# GIVEN INSTRUCTION:
Exclude the pictures and retype the entries as written.

# DATASET CONTENT:
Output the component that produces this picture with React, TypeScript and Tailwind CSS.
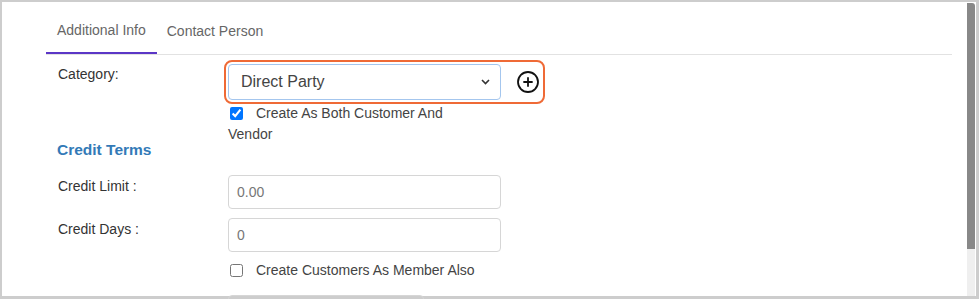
import { CirclePlus } from "lucide-react";

const font = "font-['Liberation_Sans',Arial,sans-serif]";

function FieldRow({ label, value, mt }: { label: string; value: string; mt: string }) {
  return (
    <div className={`flex items-start ${mt}`}>
      <div className="ml-[12px] w-[170px] pt-[1px] text-[14px] leading-[20px] text-[#333]">{label}</div>
      <div className="flex h-[34px] w-[273px] items-center rounded-[4px] border border-[#d6d6d6] pl-[8px] text-[14px] text-[#777]">
        {value}
      </div>
    </div>
  );
}

export default function App() {
  return (
    <div className={`h-[299px] w-[979px] overflow-hidden bg-[#cdcdcd] pb-[3px] pl-[2px] pr-[3px] pt-[2px] ${font}`}>
      <div className="flex h-full bg-white">
        {/* page content */}
        <div className="flex-1">
          <div className="ml-[44px] w-[906px]">
            {/* tabs */}
            <div className="flex border-b border-[#e2e2e2]">
              <div className="flex h-[52px] items-center border-b-2 border-[#5b36c6] px-[11px] pt-[6px] text-[14px] text-[#666]">
                Additional Info
              </div>
              <div className="flex h-[52px] items-center px-[10px] pt-[6px] text-[14px] text-[#666]">Contact Person</div>
            </div>

            {/* category */}
            <div className="mt-[9px] flex items-start">
              <div className="ml-[12px] w-[170px] text-[14px] leading-[20px] text-[#333]">Category:</div>
              <div>
                <div className="relative flex items-center">
                  <div className="flex h-[36px] w-[273px] items-center justify-between rounded-[4px] border border-[#a4c6ee] pl-[12px] pr-[10px] text-[16px] text-[#444]">
                    <span>Direct Party</span>
                    <svg width="9" height="6" viewBox="0 0 9 6" fill="none">
                      <path d="M1 1l3.5 3.5L8 1" stroke="#333" strokeWidth="1.6" />
                    </svg>
                  </div>
                  <CirclePlus className="ml-[15px]" size={24} strokeWidth={1.8} color="#111" />
                  <div className="pointer-events-none absolute -left-[4px] -top-[4px] h-[44px] w-[321px] rounded-[8px] border-2 border-[#ef6a36]" />
                </div>
                <div className="mt-[3px] w-[240px] text-[14px] leading-[21px] text-[#444]">
                  <input type="checkbox" defaultChecked className="m-0 ml-[2px] mr-[13px] h-[13px] w-[13px] align-[-2px]" />
                  Create As Both Customer And Vendor
                </div>
              </div>
            </div>

            <div className="ml-[11px] mt-[-3px] text-[15.5px] font-bold leading-[16px] text-[#337ab7]">Credit Terms</div>

            <FieldRow label="Credit Limit :" value="0.00" mt="mt-[17px]" />
            <FieldRow label="Credit Days :" value="0" mt="mt-[9px]" />

            <div className="mt-[8px] flex">
              <div className="ml-[12px] w-[170px]" />
              <div className="text-[14px] leading-[21px] text-[#444]">
                <input type="checkbox" className="m-0 ml-[2px] mr-[13px] h-[13px] w-[13px] align-[-2px]" />
                Create Customers As Member Also
              </div>
            </div>

            <div className="mt-[14px] flex">
              <div className="ml-[12px] w-[170px]" />
              <div className="h-[34px] w-[196px] rounded-[4px] border border-[#d6d6d6]" />
            </div>
          </div>
        </div>

        {/* scrollbar */}
        <div className="flex w-[8px] flex-col pt-[1px]">
          <div className="h-[246px] rounded-tr-[3px] bg-[#888]" />
          <div className="flex-1 bg-[#efefef]" />
        </div>
        <div className="w-[1px]" />
      </div>
    </div>
  );
}
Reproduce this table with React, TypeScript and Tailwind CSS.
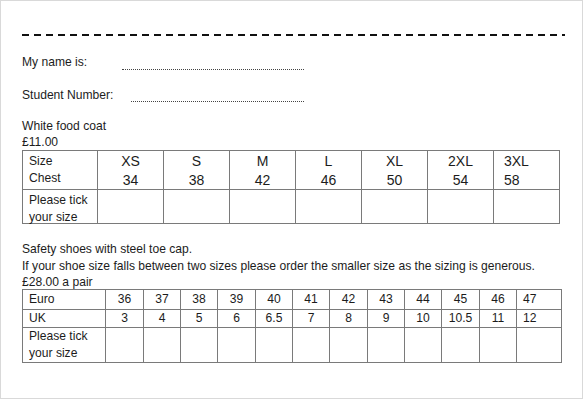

# FINAL RESULT:
Output the component that produces this picture with React, TypeScript and Tailwind CSS.
import { CirclePlus } from "lucide-react";

const font = "font-['Liberation_Sans',Arial,sans-serif]";

function FieldRow({ label, value, mt }: { label: string; value: string; mt: string }) {
  return (
    <div className={`flex items-start ${mt}`}>
      <div className="ml-[12px] w-[170px] pt-[1px] text-[14px] leading-[20px] text-[#333]">{label}</div>
      <div className="flex h-[34px] w-[273px] items-center rounded-[4px] border border-[#d6d6d6] pl-[8px] text-[14px] text-[#777]">
        {value}
      </div>
    </div>
  );
}

export default function App() {
  return (
    <div className={`h-[299px] w-[979px] overflow-hidden bg-[#cdcdcd] pb-[3px] pl-[2px] pr-[3px] pt-[2px] ${font}`}>
      <div className="flex h-full bg-white">
        {/* page content */}
        <div className="flex-1">
          <div className="ml-[44px] w-[906px]">
            {/* tabs */}
            <div className="flex border-b border-[#e2e2e2]">
              <div className="flex h-[52px] items-center border-b-2 border-[#5b36c6] px-[11px] pt-[6px] text-[14px] text-[#666]">
                Additional Info
              </div>
              <div className="flex h-[52px] items-center px-[10px] pt-[6px] text-[14px] text-[#666]">Contact Person</div>
            </div>

            {/* category */}
            <div className="mt-[9px] flex items-start">
              <div className="ml-[12px] w-[170px] text-[14px] leading-[20px] text-[#333]">Category:</div>
              <div>
                <div className="relative flex items-center">
                  <div className="flex h-[36px] w-[273px] items-center justify-between rounded-[4px] border border-[#a4c6ee] pl-[12px] pr-[10px] text-[16px] text-[#444]">
                    <span>Direct Party</span>
                    <svg width="9" height="6" viewBox="0 0 9 6" fill="none">
                      <path d="M1 1l3.5 3.5L8 1" stroke="#333" strokeWidth="1.6" />
                    </svg>
                  </div>
                  <CirclePlus className="ml-[15px]" size={24} strokeWidth={1.8} color="#111" />
                  <div className="pointer-events-none absolute -left-[4px] -top-[4px] h-[44px] w-[321px] rounded-[8px] border-2 border-[#ef6a36]" />
                </div>
                <div className="mt-[3px] w-[240px] text-[14px] leading-[21px] text-[#444]">
                  <input type="checkbox" defaultChecked className="m-0 ml-[2px] mr-[13px] h-[13px] w-[13px] align-[-2px]" />
                  Create As Both Customer And Vendor
                </div>
              </div>
            </div>

            <div className="ml-[11px] mt-[-3px] text-[15.5px] font-bold leading-[16px] text-[#337ab7]">Credit Terms</div>

            <FieldRow label="Credit Limit :" value="0.00" mt="mt-[17px]" />
            <FieldRow label="Credit Days :" value="0" mt="mt-[9px]" />

            <div className="mt-[8px] flex">
              <div className="ml-[12px] w-[170px]" />
              <div className="text-[14px] leading-[21px] text-[#444]">
                <input type="checkbox" className="m-0 ml-[2px] mr-[13px] h-[13px] w-[13px] align-[-2px]" />
                Create Customers As Member Also
              </div>
            </div>

            <div className="mt-[14px] flex">
              <div className="ml-[12px] w-[170px]" />
              <div className="h-[34px] w-[196px] rounded-[4px] border border-[#d6d6d6]" />
            </div>
          </div>
        </div>

        {/* scrollbar */}
        <div className="flex w-[8px] flex-col pt-[1px]">
          <div className="h-[246px] rounded-tr-[3px] bg-[#888]" />
          <div className="flex-1 bg-[#efefef]" />
        </div>
        <div className="w-[1px]" />
      </div>
    </div>
  );
}
Reproduce this table with React, TypeScript and Tailwind CSS.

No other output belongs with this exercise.